De wetenschappers willen de genomen van alle zogenoemde eukaryoten in een databank opslaan en analyseren. Dat zijn alle levensvormen die bestaan uit cellen met een celkern, de bacteriën en archaebacteriën uitgezonderd. Het gaat naar schatting om tien à vijftien miljoen soorten. Daarvan zijn er slechts anderhalf miljoen door de wetenschap beschreven.
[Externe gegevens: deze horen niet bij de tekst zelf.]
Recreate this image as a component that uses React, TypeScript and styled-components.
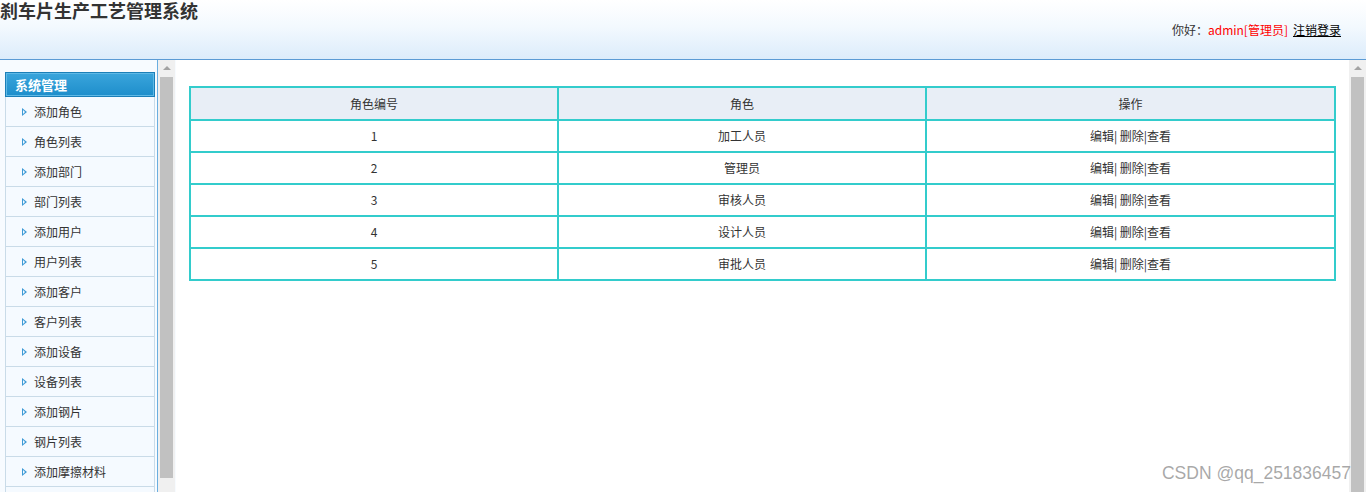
import styled, {createGlobalStyle} from 'styled-components';

const GlobalStyle = createGlobalStyle`
  html, body {
    margin: 0;
    padding: 0;
    background: #fff;
    font-family: "Microsoft YaHei", "Noto Sans CJK SC", "Liberation Sans", sans-serif;
    font-size: 12px;
    color: #333;
    overflow: hidden;
  }
`;

const Page = styled.div`
  position: relative;
  width: 1366px;
  height: 492px;
  display: flex;
  flex-direction: column;
  overflow: hidden;
`;

const Header = styled.div`
  height: 59px;
  border-bottom: 1px solid #5b9bd5;
  background: linear-gradient(to bottom, #ffffff 0%, #f3f9fe 45%, #dcecfb 100%);
  display: flex;
  justify-content: space-between;
  flex-shrink: 0;
`;

const Title = styled.h1`
  margin: 0;
  font-size: 18px;
  line-height: 21px;
  font-weight: bold;
  color: #333;
`;

const UserBar = styled.div`
  padding: 21px 25px 0 0;
  font-size: 12px;
  line-height: 18px;
  color: #333;
`;

const Red = styled.span`
  color: #ff0000;
`;

const Logout = styled.a`
  color: #000;
  text-decoration: underline;
  margin-left: 5px;
`;

const Body = styled.div`
  flex: 1;
  display: flex;
  min-height: 0;
`;

const LeftFrame = styled.div`
  width: 176px;
  display: flex;
  flex-shrink: 0;
  background: #f7fbff;
`;

const MenuPane = styled.div`
  width: 158px;
  border-right: 1px solid #6aaee0;
  padding: 12px 0 0 5px;
  box-sizing: border-box;
  overflow: hidden;
`;

const Menu = styled.div`
  width: 150px;
  border-left: 1px solid #c9dbe8;
  border-right: 1px solid #c9dbe8;
  box-sizing: border-box;
`;

const MenuHead = styled.div`
  height: 23px;
  line-height: 23px;
  padding-left: 9px;
  color: #fff;
  font-weight: bold;
  font-size: 13px;
  background: linear-gradient(to bottom, #3aa5dc 0%, #1e8ecb 100%);
  border: 1px solid #1b7fb8;
  margin: 0 -1px;
  box-shadow: inset 0 0 0 1px #5fb9e6;
`;

const MenuItem = styled.div`
  height: 29px;
  line-height: 29px;
  border-bottom: 1px solid #c9dbe8;
  background: #f5faff;
  padding-left: 16px;
  display: flex;
  align-items: center;
  gap: 7px;
  color: #333;
`;

const Arrow = styled.span`
  width: 0;
  height: 0;
  border-top: 4px solid transparent;
  border-bottom: 4px solid transparent;
  border-left: 5px solid #3d9ad6;
  position: relative;
  &::after {
    content: '';
    position: absolute;
    left: -4px;
    top: -2px;
    border-top: 2px solid transparent;
    border-bottom: 2px solid transparent;
    border-left: 2px solid #f5faff;
  }
`;

const Scrollbar = styled.div`
  width: 17px;
  background: #f0f0f0;
  position: relative;
  flex-shrink: 0;
  box-sizing: border-box;
  padding: 17px 2px 0 2px;
  display: flex;
  flex-direction: column;
`;

const ScrollUp = styled.span`
  position: absolute;
  top: 6px;
  left: 5px;
  border-left: 4px solid transparent;
  border-right: 4px solid transparent;
  border-bottom: 4px solid #a3a3a3;
`;

const Thumb = styled.div<{$bottom: number}>`
  background: #c1c1c1;
  flex: 1;
  margin-bottom: ${p => p.$bottom}px;
`;

const Main = styled.div`
  flex: 1;
  display: flex;
  min-width: 0;
`;

const Content = styled.div`
  flex: 1;
  padding: 26px 13px 0 13px;
`;

const Table = styled.table`
  width: 1147px;
  border-collapse: collapse;
  table-layout: fixed;
`;

const Th = styled.th<{$w?: number}>`
  border: 2px solid #33cccc;
  background: #e8eef6;
  height: 31px;
  padding: 0;
  font-weight: normal;
  font-size: 12px;
  color: #333;
  text-align: center;
  ${p => (p.$w ? `width: ${p.$w}px;` : '')}
`;

const Td = styled.td`
  border: 2px solid #33cccc;
  height: 28px;
  padding: 0 0 2px 0;
  text-align: center;
  font-size: 12px;
  color: #333;
`;

const Watermark = styled.div`
  position: absolute;
  right: 15px;
  bottom: 8px;
  font-family: "Liberation Sans", Arial, sans-serif;
  font-size: 17.5px;
  color: rgba(140, 140, 140, 0.75);
`;

const menuItems = [
  '添加角色',
  '角色列表',
  '添加部门',
  '部门列表',
  '添加用户',
  '用户列表',
  '添加客户',
  '客户列表',
  '添加设备',
  '设备列表',
  '添加钢片',
  '钢片列表',
  '添加摩擦材料',
  '摩擦材料列表',
];

const roles = [
  {id: 1, name: '加工人员'},
  {id: 2, name: '管理员'},
  {id: 3, name: '审核人员'},
  {id: 4, name: '设计人员'},
  {id: 5, name: '审批人员'},
];

const App = () => {
  return (
    <Page>
      <GlobalStyle />
      <Header>
        <Title>刹车片生产工艺管理系统</Title>
        <UserBar>
          你好：<Red>admin[管理员]</Red>
          <Logout href="#">注销登录</Logout>
        </UserBar>
      </Header>
      <Body>
        <LeftFrame>
          <MenuPane>
            <Menu>
              <MenuHead>系统管理</MenuHead>
              {menuItems.map((item, i) => (
                <MenuItem key={i}>
                  <Arrow />
                  {item}
                </MenuItem>
              ))}
            </Menu>
          </MenuPane>
          <Scrollbar>
            <ScrollUp />
            <Thumb $bottom={14} />
          </Scrollbar>
        </LeftFrame>
        <Main>
          <Content>
            <Table>
              <thead>
                <tr>
                  <Th $w={366}>角色编号</Th>
                  <Th $w={366}>角色</Th>
                  <Th>操作</Th>
                </tr>
              </thead>
              <tbody>
                {roles.map(role => (
                  <tr key={role.id}>
                    <Td>{role.id}</Td>
                    <Td>{role.name}</Td>
                    <Td>编辑| 删除|查看</Td>
                  </tr>
                ))}
              </tbody>
            </Table>
          </Content>
          <Scrollbar>
            <ScrollUp />
            <Thumb $bottom={0} />
          </Scrollbar>
        </Main>
      </Body>
      <Watermark>CSDN @qq_251836457</Watermark>
    </Page>
  );
};

export default App;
Het volledige genoom is voor minder dan 15.000 soorten in kaart gebracht.
De biologen berekenen dat daarvoor een kleine vijf miljard dollar en meer dan 200 petabyte opslagcapaciteit nodig zal zijn.
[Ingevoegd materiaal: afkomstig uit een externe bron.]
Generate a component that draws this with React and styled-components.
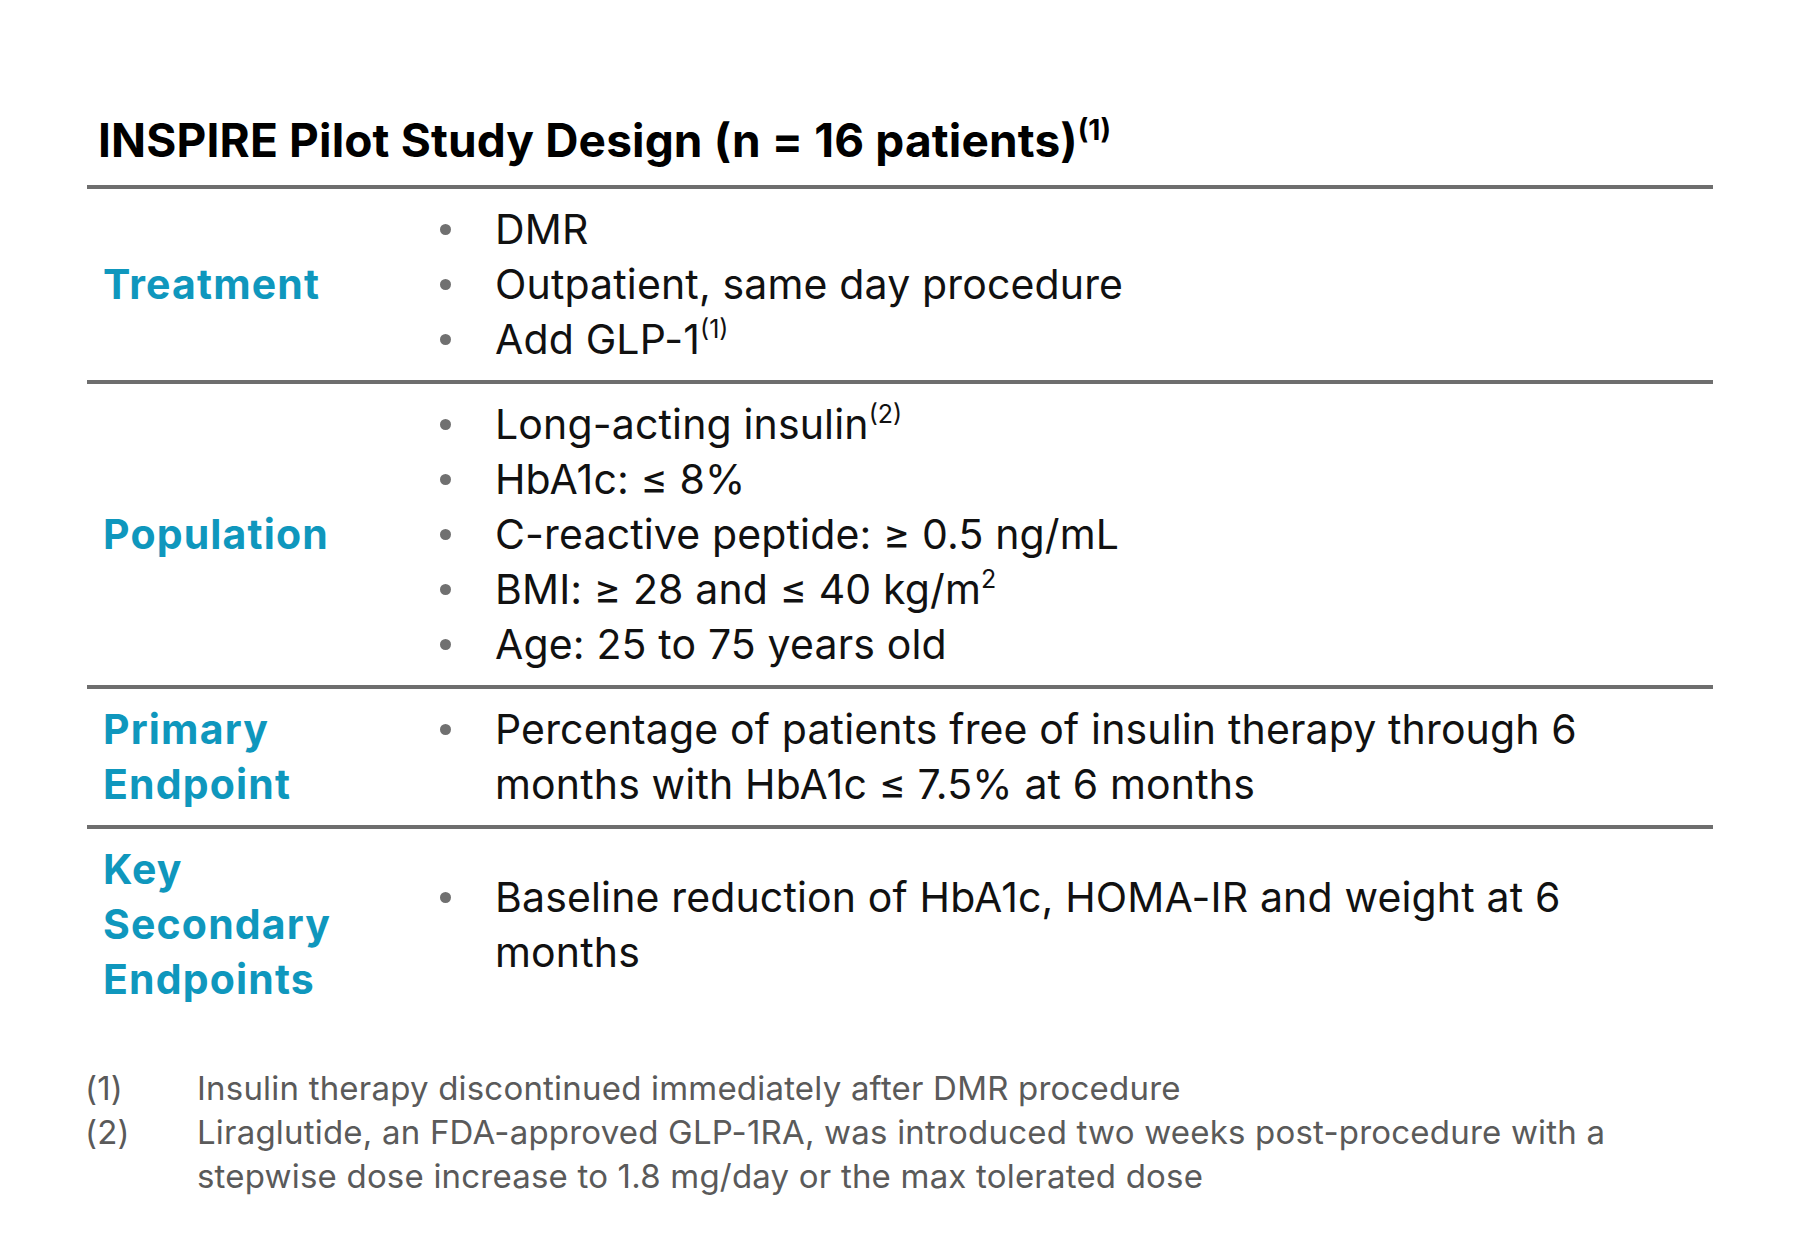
import React from 'react';
import styled, { createGlobalStyle } from 'styled-components';

const GlobalStyle = createGlobalStyle`
  html, body {
    margin: 0;
    padding: 0;
    background: #ffffff;
  }
  body {
    font-family: Inter, "Noto Sans", "Liberation Sans", sans-serif;
  }
`;

const Page = styled.div`
  width: 1800px;
  height: 1260px;
  box-sizing: border-box;
  padding: 113px 85px 0 85px;
  background: #ffffff;
  color: #111;
`;

const Title = styled.h1`
  margin: 0;
  padding-left: 13px;
  font-size: 46px;
  line-height: 54px;
  font-weight: 700;
  color: #000;
  letter-spacing: 0.15px;

  sup {
    font-size: 28px;
    line-height: 0;
    vertical-align: 17px;
    letter-spacing: 0;
  }
`;

const Table = styled.div`
  margin: 18px 2px 0 2px;
  border-top: 4px solid #6e6e6e;
`;

const Row = styled.div`
  display: grid;
  grid-template-columns: 335px 1fr;
  align-items: center;
  padding: 13px 0 13px 16px;
  border-bottom: ${(p) => (p.$last ? 'none' : '4px solid #6e6e6e')};
`;

const Label = styled.div`
  font-size: 41px;
  line-height: 55px;
  font-weight: 700;
  color: #0f97bd;
  letter-spacing: 1.15px;
`;

const List = styled.ul`
  list-style: none;
  margin: 0;
  padding: 0 60px 0 0;
`;

const Item = styled.li`
  display: flex;
  font-size: 41px;
  line-height: 55px;
  color: #111;
  letter-spacing: 0.15px;

  sup {
    font-size: 25px;
    line-height: 0;
    vertical-align: 16px;
    letter-spacing: 0;
  }
`;

const Bullet = styled.span`
  flex: 0 0 57px;
  position: relative;

  &::before {
    content: '';
    position: absolute;
    left: 2px;
    top: 22px;
    width: 11px;
    height: 11px;
    border-radius: 50%;
    background: #707070;
  }
`;

const Notes = styled.div`
  margin-top: 46px;
  display: grid;
  grid-template-columns: 112px 1fr;
  font-size: 33px;
  line-height: 44px;
  color: #5a5a5a;
  letter-spacing: 0.2px;
  padding-right: 95px;
`;

const rows = [
  {
    label: ['Treatment'],
    items: [
      'DMR',
      'Outpatient, same day procedure',
      <>Add GLP-1<sup>(1)</sup></>,
    ],
  },
  {
    label: ['Population'],
    items: [
      <>Long-acting insulin<sup>(2)</sup></>,
      'HbA1c: ≤ 8%',
      'C-reactive peptide: ≥ 0.5 ng/mL',
      <>BMI: ≥ 28 and ≤ 40 kg/m<sup>2</sup></>,
      'Age: 25 to 75 years old',
    ],
  },
  {
    label: ['Primary', 'Endpoint'],
    items: ['Percentage of patients free of insulin therapy through 6 months with HbA1c ≤ 7.5% at 6 months'],
  },
  {
    label: ['Key', 'Secondary', 'Endpoints'],
    items: ['Baseline reduction of HbA1c, HOMA-IR and weight at 6 months'],
  },
];

const App = () => (
  <Page>
    <GlobalStyle />
    <Title>
      INSPIRE Pilot Study Design (n = 16 patients)<sup>(1)</sup>
    </Title>

    <Table>
      {rows.map((row, i) => (
        <Row key={i} $last={i === rows.length - 1}>
          <Label>
            {row.label.map((l) => (
              <div key={l}>{l}</div>
            ))}
          </Label>
          <List>
            {row.items.map((item, j) => (
              <Item key={j}>
                <Bullet />
                <span>{item}</span>
              </Item>
            ))}
          </List>
        </Row>
      ))}
    </Table>

    <Notes>
      <div>(1)</div>
      <div>Insulin therapy discontinued immediately after DMR procedure</div>
      <div>(2)</div>
      <div>
        Liraglutide, an FDA-approved GLP-1RA, was introduced two weeks post-procedure with a
        stepwise dose increase to 1.8 mg/day or the max tolerated dose
      </div>
    </Notes>
  </Page>
);

export default App;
De voordelen zijn volgens de initiatiefnemers talrijk. Zo moet het project ons nieuwe behandelingen tegen ziekte en veroudering opleveren, en nieuwe brandstoffen en materialen. Het moet nuttige informatie opleveren die helpt bij het bestuderen van de impact van de klimaatverandering op de biodiversiteit en bij soortenbescherming. ‘De toestand waarin soorten zich bevinden kan worden bijvoorbeeld worden opgevolgd met behulp van DNA-sporen in het milieu’, verduidelijkt Gene Robinson (University of Illinois). ‘Door veranderingen in het genoom doorheen de tijd te volgen, kunnen we bestuderen hoe soorten zich aanpassen aan het klimaat.’
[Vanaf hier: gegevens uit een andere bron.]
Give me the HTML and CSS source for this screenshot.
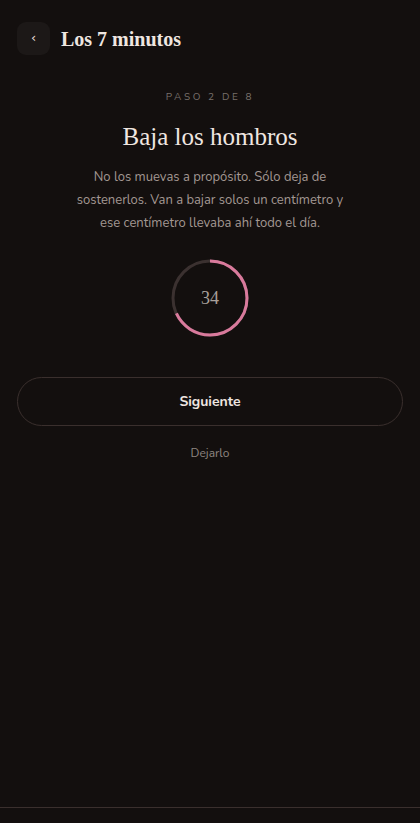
FILE: index.html
```html
<!DOCTYPE html>
<html lang="es">
<head>
  <meta charset="UTF-8">
  <meta name="viewport" content="width=device-width, initial-scale=1.0">
  <title>Los 7 minutos</title>
  <link rel="stylesheet" href="styles.css">
</head>
<body>
  <div class="app">
    <header class="topbar">
      <button class="back-btn" aria-label="Volver">&lsaquo;</button>
      <h1>Los 7 minutos</h1>
    </header>

    <main class="step">
      <p class="step-count">PASO 2 DE 8</p>
      <h2>Baja los hombros</h2>
      <p class="step-text">No los muevas a propósito. Sólo deja de sostenerlos. Van a bajar solos un centímetro y ese centímetro llevaba ahí todo el día.</p>

      <div class="timer">
        <svg width="78" height="78" viewBox="0 0 78 78">
          <circle class="track" cx="39" cy="39" r="37"></circle>
          <circle class="progress" cx="39" cy="39" r="37" stroke-dasharray="158.1 232.5" transform="rotate(-90 39 39)"></circle>
        </svg>
        <span class="timer-num">34</span>
      </div>

      <button class="next-btn">Siguiente</button>
      <button class="quit-btn">Dejarlo</button>
    </main>

    <footer class="bottom"></footer>
  </div>
</body>
</html>
```

FILE: styles.css
```css
* {
  box-sizing: border-box;
}

html, body {
  margin: 0;
  height: 100%;
  background: #130f0e;
}

body {
  font-family: "Nunito", "Lato", "Noto Sans", sans-serif;
  color: #ece3dd;
}

.app {
  min-height: 100%;
  display: flex;
  flex-direction: column;
}

.topbar {
  display: flex;
  align-items: center;
  gap: 11px;
  padding: 22px 17px 0;
}

.back-btn {
  width: 33px;
  height: 33px;
  border: 0;
  border-radius: 9px;
  background: #1c1817;
  color: #e6ddd6;
  font-family: "DejaVu Sans", sans-serif;
  font-size: 13px;
  line-height: 1;
  padding: 0 0 2px;
}

.topbar h1 {
  margin: 2px 0 0;
  font-family: "Liberation Serif", serif;
  font-size: 20px;
  font-weight: bold;
  color: #efe6e0;
}

.step {
  flex: 1;
  display: flex;
  flex-direction: column;
  align-items: center;
  padding: 0 17px;
  text-align: center;
}

.step-count {
  margin: 35px 0 0;
  font-size: 10px;
  letter-spacing: 2.6px;
  color: #786f6b;
}

.step h2 {
  margin: 19px 0 0;
  font-family: "Liberation Serif", serif;
  font-size: 25px;
  font-weight: normal;
  color: #efe6e0;
}

.step-text {
  margin: 15px 0 0;
  max-width: 280px;
  font-size: 13px;
  line-height: 23px;
  color: #a39893;
}

.timer {
  position: relative;
  width: 78px;
  height: 78px;
  margin-top: 24px;
}

.timer svg {
  display: block;
}

.timer circle {
  fill: none;
  stroke-width: 3;
}

.timer .track {
  stroke: #3b3130;
}

.timer .progress {
  stroke: #d97a9c;
}

.timer-num {
  position: absolute;
  inset: 0;
  display: flex;
  align-items: center;
  justify-content: center;
  font-family: "Liberation Serif", serif;
  font-size: 18px;
  color: #a9a09b;
}

.next-btn {
  width: 100%;
  height: 49px;
  margin-top: 40px;
  border: 1px solid #3a2f2d;
  border-radius: 25px;
  background: transparent;
  color: #efe6e0;
  font-family: inherit;
  font-size: 14px;
  font-weight: bold;
}

.quit-btn {
  margin-top: 18px;
  border: 0;
  background: none;
  color: #8f8681;
  font-family: inherit;
  font-size: 12px;
}

.bottom {
  height: 16px;
  border-top: 1px solid #3a2f2d;
}
```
Samengevat moet het BioGenome Project ons volgens Robinson inzicht verschaffen in de geschiedenis en diversiteit van het leven en het helpen te bewaren. Terechte argumenten of toch vooral een manier om een ambitieus project in de markt te zetten? Bioloog Hans Van Dyck (UC Louvain) is gematigd positief. ‘Je kan dit zien als beschrijvend basiswerk. Een genoom kan een handig hulpmiddel zijn bij gericht onderzoek.’ De stap naar oplossingen voor allerlei problemen is echter niet zo snel gezet, nuanceert Van Dyck. ‘Dat dit automatisch nieuwe geneesmiddelen zal opleveren of zal helpen bij soortenbehoud is wat kort door de bocht. Het is bijvoorbeeld niet omdat je ziet waar de verschillen zitten in het genoom van verwante soorten die anders reageren op de klimaatverandering, dat de soorten die in de problemen komen gered zijn.’
Een belangrijke vraag is voor Van Dyck ook wie dat allemaal gaat betalen. ‘Als hiervoor extra middelen komen, is dat een droomscenario. Hopelijk zal dit grootse project niet ten koste gaan van ander onderzoek.’